##### SOURCE MATERIAL #####

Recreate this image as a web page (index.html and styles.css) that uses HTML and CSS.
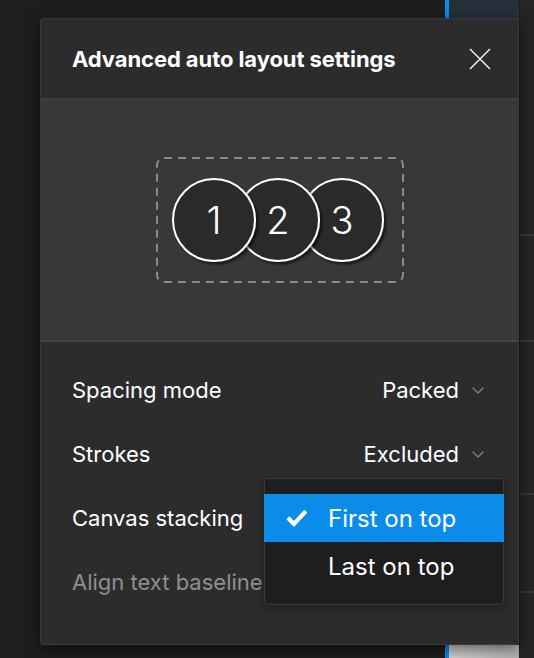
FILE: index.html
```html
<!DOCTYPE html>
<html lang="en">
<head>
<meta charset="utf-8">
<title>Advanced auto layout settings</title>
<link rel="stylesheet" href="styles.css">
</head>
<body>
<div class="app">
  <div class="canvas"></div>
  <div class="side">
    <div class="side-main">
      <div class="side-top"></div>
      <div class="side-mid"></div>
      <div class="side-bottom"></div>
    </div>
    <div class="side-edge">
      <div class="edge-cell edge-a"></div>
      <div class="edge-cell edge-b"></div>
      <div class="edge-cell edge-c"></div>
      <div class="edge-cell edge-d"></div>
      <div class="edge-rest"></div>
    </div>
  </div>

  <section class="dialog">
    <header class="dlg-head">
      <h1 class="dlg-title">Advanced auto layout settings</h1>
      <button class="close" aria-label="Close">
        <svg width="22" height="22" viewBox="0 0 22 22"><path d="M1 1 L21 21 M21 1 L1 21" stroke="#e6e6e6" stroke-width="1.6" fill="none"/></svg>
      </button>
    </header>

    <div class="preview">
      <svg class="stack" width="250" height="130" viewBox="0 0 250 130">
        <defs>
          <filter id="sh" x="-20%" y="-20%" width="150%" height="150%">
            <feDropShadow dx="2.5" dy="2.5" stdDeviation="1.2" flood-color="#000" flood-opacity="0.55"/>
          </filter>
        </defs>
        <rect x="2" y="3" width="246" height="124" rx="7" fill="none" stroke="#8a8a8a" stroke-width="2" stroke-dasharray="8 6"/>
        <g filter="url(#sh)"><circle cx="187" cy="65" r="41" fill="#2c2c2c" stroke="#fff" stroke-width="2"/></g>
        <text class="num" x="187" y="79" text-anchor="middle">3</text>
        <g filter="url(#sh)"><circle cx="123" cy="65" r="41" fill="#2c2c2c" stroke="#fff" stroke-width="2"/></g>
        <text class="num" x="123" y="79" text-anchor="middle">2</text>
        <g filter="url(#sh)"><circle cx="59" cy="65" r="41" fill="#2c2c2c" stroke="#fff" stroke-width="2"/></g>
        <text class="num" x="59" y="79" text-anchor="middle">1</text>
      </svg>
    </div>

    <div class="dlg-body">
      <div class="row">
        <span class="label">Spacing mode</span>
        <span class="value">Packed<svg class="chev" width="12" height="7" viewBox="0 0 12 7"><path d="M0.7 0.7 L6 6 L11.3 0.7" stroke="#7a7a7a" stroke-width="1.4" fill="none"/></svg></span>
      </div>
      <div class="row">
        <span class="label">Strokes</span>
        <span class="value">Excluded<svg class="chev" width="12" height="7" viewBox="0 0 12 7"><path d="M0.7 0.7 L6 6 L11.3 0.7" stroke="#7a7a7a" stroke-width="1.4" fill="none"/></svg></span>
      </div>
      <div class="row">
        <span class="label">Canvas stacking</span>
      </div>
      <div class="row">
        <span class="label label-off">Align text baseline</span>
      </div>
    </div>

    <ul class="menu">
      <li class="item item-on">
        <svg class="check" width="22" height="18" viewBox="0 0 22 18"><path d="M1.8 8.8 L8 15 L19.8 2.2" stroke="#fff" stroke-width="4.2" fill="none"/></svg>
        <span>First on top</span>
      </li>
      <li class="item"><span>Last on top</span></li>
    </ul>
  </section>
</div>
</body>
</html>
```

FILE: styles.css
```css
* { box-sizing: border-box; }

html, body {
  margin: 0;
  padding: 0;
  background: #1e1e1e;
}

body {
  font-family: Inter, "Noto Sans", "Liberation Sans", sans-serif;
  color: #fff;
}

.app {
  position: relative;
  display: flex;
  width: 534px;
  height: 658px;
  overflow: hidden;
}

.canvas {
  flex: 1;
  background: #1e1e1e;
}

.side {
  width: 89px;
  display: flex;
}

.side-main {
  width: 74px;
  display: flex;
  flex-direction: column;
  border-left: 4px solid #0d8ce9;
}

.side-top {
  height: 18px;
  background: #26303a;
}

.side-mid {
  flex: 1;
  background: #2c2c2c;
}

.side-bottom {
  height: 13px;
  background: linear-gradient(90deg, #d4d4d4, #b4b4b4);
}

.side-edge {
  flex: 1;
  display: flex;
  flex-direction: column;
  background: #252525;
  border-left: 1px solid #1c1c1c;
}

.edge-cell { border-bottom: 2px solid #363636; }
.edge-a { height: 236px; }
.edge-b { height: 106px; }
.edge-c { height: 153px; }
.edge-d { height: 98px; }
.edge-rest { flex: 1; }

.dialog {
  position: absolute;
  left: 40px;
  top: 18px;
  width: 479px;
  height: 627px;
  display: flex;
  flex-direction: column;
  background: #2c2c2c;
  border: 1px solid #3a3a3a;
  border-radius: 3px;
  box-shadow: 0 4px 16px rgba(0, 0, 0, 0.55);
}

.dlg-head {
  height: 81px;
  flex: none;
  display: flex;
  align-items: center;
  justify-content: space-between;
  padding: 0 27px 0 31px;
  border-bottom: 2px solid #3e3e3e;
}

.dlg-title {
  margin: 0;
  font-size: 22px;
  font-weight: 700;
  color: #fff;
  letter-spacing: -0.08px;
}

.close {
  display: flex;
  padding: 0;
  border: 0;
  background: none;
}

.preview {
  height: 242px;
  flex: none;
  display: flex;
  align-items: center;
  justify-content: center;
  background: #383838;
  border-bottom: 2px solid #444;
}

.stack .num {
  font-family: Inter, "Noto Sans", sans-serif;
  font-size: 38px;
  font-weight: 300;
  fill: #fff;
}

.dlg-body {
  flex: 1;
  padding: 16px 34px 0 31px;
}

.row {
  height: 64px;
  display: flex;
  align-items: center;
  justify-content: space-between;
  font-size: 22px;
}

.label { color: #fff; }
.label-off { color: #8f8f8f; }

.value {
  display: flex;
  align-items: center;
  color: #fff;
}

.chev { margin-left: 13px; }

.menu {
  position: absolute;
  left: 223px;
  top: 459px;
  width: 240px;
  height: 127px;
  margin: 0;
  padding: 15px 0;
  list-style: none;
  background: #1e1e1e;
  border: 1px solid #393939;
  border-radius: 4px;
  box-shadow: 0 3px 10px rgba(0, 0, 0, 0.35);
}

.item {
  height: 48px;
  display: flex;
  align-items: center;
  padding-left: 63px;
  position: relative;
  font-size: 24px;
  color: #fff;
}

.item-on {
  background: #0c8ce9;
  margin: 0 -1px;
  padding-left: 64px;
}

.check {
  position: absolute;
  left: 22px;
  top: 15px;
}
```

#####

- EXERCISE:
All of the lines above should be retyped precisely, apart from the pictures.

- ANSWER:
Recreate this image as a web page (index.html and styles.css) that uses HTML and CSS.
FILE: index.html
```html
<!DOCTYPE html>
<html lang="en">
<head>
<meta charset="utf-8">
<title>Advanced auto layout settings</title>
<link rel="stylesheet" href="styles.css">
</head>
<body>
<div class="app">
  <div class="canvas"></div>
  <div class="side">
    <div class="side-main">
      <div class="side-top"></div>
      <div class="side-mid"></div>
      <div class="side-bottom"></div>
    </div>
    <div class="side-edge">
      <div class="edge-cell edge-a"></div>
      <div class="edge-cell edge-b"></div>
      <div class="edge-cell edge-c"></div>
      <div class="edge-cell edge-d"></div>
      <div class="edge-rest"></div>
    </div>
  </div>

  <section class="dialog">
    <header class="dlg-head">
      <h1 class="dlg-title">Advanced auto layout settings</h1>
      <button class="close" aria-label="Close">
        <svg width="22" height="22" viewBox="0 0 22 22"><path d="M1 1 L21 21 M21 1 L1 21" stroke="#e6e6e6" stroke-width="1.6" fill="none"/></svg>
      </button>
    </header>

    <div class="preview">
      <svg class="stack" width="250" height="130" viewBox="0 0 250 130">
        <defs>
          <filter id="sh" x="-20%" y="-20%" width="150%" height="150%">
            <feDropShadow dx="2.5" dy="2.5" stdDeviation="1.2" flood-color="#000" flood-opacity="0.55"/>
          </filter>
        </defs>
        <rect x="2" y="3" width="246" height="124" rx="7" fill="none" stroke="#8a8a8a" stroke-width="2" stroke-dasharray="8 6"/>
        <g filter="url(#sh)"><circle cx="187" cy="65" r="41" fill="#2c2c2c" stroke="#fff" stroke-width="2"/></g>
        <text class="num" x="187" y="79" text-anchor="middle">3</text>
        <g filter="url(#sh)"><circle cx="123" cy="65" r="41" fill="#2c2c2c" stroke="#fff" stroke-width="2"/></g>
        <text class="num" x="123" y="79" text-anchor="middle">2</text>
        <g filter="url(#sh)"><circle cx="59" cy="65" r="41" fill="#2c2c2c" stroke="#fff" stroke-width="2"/></g>
        <text class="num" x="59" y="79" text-anchor="middle">1</text>
      </svg>
    </div>

    <div class="dlg-body">
      <div class="row">
        <span class="label">Spacing mode</span>
        <span class="value">Packed<svg class="chev" width="12" height="7" viewBox="0 0 12 7"><path d="M0.7 0.7 L6 6 L11.3 0.7" stroke="#7a7a7a" stroke-width="1.4" fill="none"/></svg></span>
      </div>
      <div class="row">
        <span class="label">Strokes</span>
        <span class="value">Excluded<svg class="chev" width="12" height="7" viewBox="0 0 12 7"><path d="M0.7 0.7 L6 6 L11.3 0.7" stroke="#7a7a7a" stroke-width="1.4" fill="none"/></svg></span>
      </div>
      <div class="row">
        <span class="label">Canvas stacking</span>
      </div>
      <div class="row">
        <span class="label label-off">Align text baseline</span>
      </div>
    </div>

    <ul class="menu">
      <li class="item item-on">
        <svg class="check" width="22" height="18" viewBox="0 0 22 18"><path d="M1.8 8.8 L8 15 L19.8 2.2" stroke="#fff" stroke-width="4.2" fill="none"/></svg>
        <span>First on top</span>
      </li>
      <li class="item"><span>Last on top</span></li>
    </ul>
  </section>
</div>
</body>
</html>
```

FILE: styles.css
```css
* { box-sizing: border-box; }

html, body {
  margin: 0;
  padding: 0;
  background: #1e1e1e;
}

body {
  font-family: Inter, "Noto Sans", "Liberation Sans", sans-serif;
  color: #fff;
}

.app {
  position: relative;
  display: flex;
  width: 534px;
  height: 658px;
  overflow: hidden;
}

.canvas {
  flex: 1;
  background: #1e1e1e;
}

.side {
  width: 89px;
  display: flex;
}

.side-main {
  width: 74px;
  display: flex;
  flex-direction: column;
  border-left: 4px solid #0d8ce9;
}

.side-top {
  height: 18px;
  background: #26303a;
}

.side-mid {
  flex: 1;
  background: #2c2c2c;
}

.side-bottom {
  height: 13px;
  background: linear-gradient(90deg, #d4d4d4, #b4b4b4);
}

.side-edge {
  flex: 1;
  display: flex;
  flex-direction: column;
  background: #252525;
  border-left: 1px solid #1c1c1c;
}

.edge-cell { border-bottom: 2px solid #363636; }
.edge-a { height: 236px; }
.edge-b { height: 106px; }
.edge-c { height: 153px; }
.edge-d { height: 98px; }
.edge-rest { flex: 1; }

.dialog {
  position: absolute;
  left: 40px;
  top: 18px;
  width: 479px;
  height: 627px;
  display: flex;
  flex-direction: column;
  background: #2c2c2c;
  border: 1px solid #3a3a3a;
  border-radius: 3px;
  box-shadow: 0 4px 16px rgba(0, 0, 0, 0.55);
}

.dlg-head {
  height: 81px;
  flex: none;
  display: flex;
  align-items: center;
  justify-content: space-between;
  padding: 0 27px 0 31px;
  border-bottom: 2px solid #3e3e3e;
}

.dlg-title {
  margin: 0;
  font-size: 22px;
  font-weight: 700;
  color: #fff;
  letter-spacing: -0.08px;
}

.close {
  display: flex;
  padding: 0;
  border: 0;
  background: none;
}

.preview {
  height: 242px;
  flex: none;
  display: flex;
  align-items: center;
  justify-content: center;
  background: #383838;
  border-bottom: 2px solid #444;
}

.stack .num {
  font-family: Inter, "Noto Sans", sans-serif;
  font-size: 38px;
  font-weight: 300;
  fill: #fff;
}

.dlg-body {
  flex: 1;
  padding: 16px 34px 0 31px;
}

.row {
  height: 64px;
  display: flex;
  align-items: center;
  justify-content: space-between;
  font-size: 22px;
}

.label { color: #fff; }
.label-off { color: #8f8f8f; }

.value {
  display: flex;
  align-items: center;
  color: #fff;
}

.chev { margin-left: 13px; }

.menu {
  position: absolute;
  left: 223px;
  top: 459px;
  width: 240px;
  height: 127px;
  margin: 0;
  padding: 15px 0;
  list-style: none;
  background: #1e1e1e;
  border: 1px solid #393939;
  border-radius: 4px;
  box-shadow: 0 3px 10px rgba(0, 0, 0, 0.35);
}

.item {
  height: 48px;
  display: flex;
  align-items: center;
  padding-left: 63px;
  position: relative;
  font-size: 24px;
  color: #fff;
}

.item-on {
  background: #0c8ce9;
  margin: 0 -1px;
  padding-left: 64px;
}

.check {
  position: absolute;
  left: 22px;
  top: 15px;
}
```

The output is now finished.